People have to pay to come to university now and what they are paying for is the knowledge, experience and guidance of people like myself.

There is a school of thinking that it should be about them directing their own learning but I think giving guidance is crucial.

I ban my students from using Google, Wikipedia and other websites like that. I give them a reading list to work from and expect them to cite a good number of them in any work they produce.

I want students to sit down and read. It’s not the same when you read it online. I want them to experience the pages and the print as much as the digitisation and the pixels. Both are fine but I want them to have both, not one or the other, not a cheap solution.

I think she’s right about the points mentiont from her above, which adresses higher education nowadays in our embraced new information age. I skipped through her stunning CV - and in terms of historical evidence (i think) - we can’t let print die (btw some parts will die, some will continue to thrive for their existence … here).

Lectures should address this issue of the reading list vs. search engine. I am sure to get a glibs about a topic, Wikipedia and other digital resources arn’t wrong. But to rely only on digital resources (in your essay, study) which are not from an academic background - isn’t the purpose of visiting university and finishing after 3 years with a BSc. Again: …

There is a school of thinking that it should be about them directing their own learning but I think giving guidance is crucial.

We need to bring back the important values of research and analysis.

Jenny wrote:

How ridiculous! I’m a non-fiction author and use google all the time as a starting point for research. I also use books and primary sources but google is a vital resource and shouldn’t be banned as long as the students also know how to do hard copy research.

Luke wrote:

… the issue here just demonstrates a failure on the part of the university to teach their students how to evaluate and compare sources to ensure their accuracy.

Ahmed Ibrahim:

Academics should be embracing the technology of the internet as other sources of reliable information, and thus should be awarded the credit due for the extra time taken to research a genuine not often published in textbooks but published often through Google Scholar.

Sean:

The whole point is that journals books and so forth go under review. Any pleb can claim to be an expert and post information on a website.

Is it Gutenberg vs. Wikipedia/Google Scholar/Internet?

I think the the issue which arises by using any internet source or Wikipedia entry to back your essay/thesis is that the internet/Wikipedia entry might not be as much credential/backing like any academic book/paper.

Surely - Tara Brabazon is really worried about Libraries and their future.
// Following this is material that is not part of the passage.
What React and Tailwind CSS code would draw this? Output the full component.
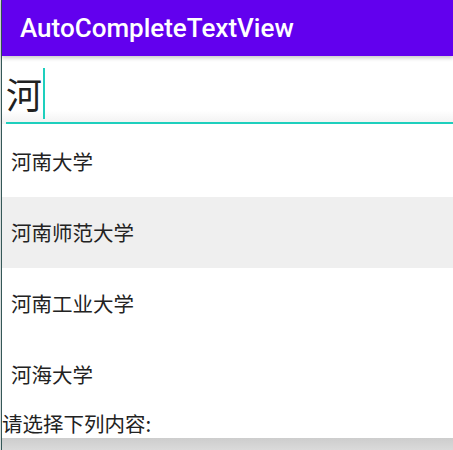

Through education, we can make a difference. Through teaching, we recognise what we need to learn. But without libraries and librarians, we lose a way of thinking.

The revolution will not be shushed: guerrilla librarians fight for literacy

But to turn down new ways of research without no sign of tolerance or accompanying style is way too much. The other point of the whole story is when we look at the work of the Wikimedia Foundation and Google and CO.. There is a lot of hard work ahead to show and convince the old guild ( eg. pre- and post-Gutenberg) that the internet isn’t evil and doesn’t mean the destruction of literacy, intelligence and academia work. They have to work on that to have something like an academic flavour and spread it with nice PR and word-of-mouth marketing.

General Q: How do YOU show the others what we are doing and how it makes the world better?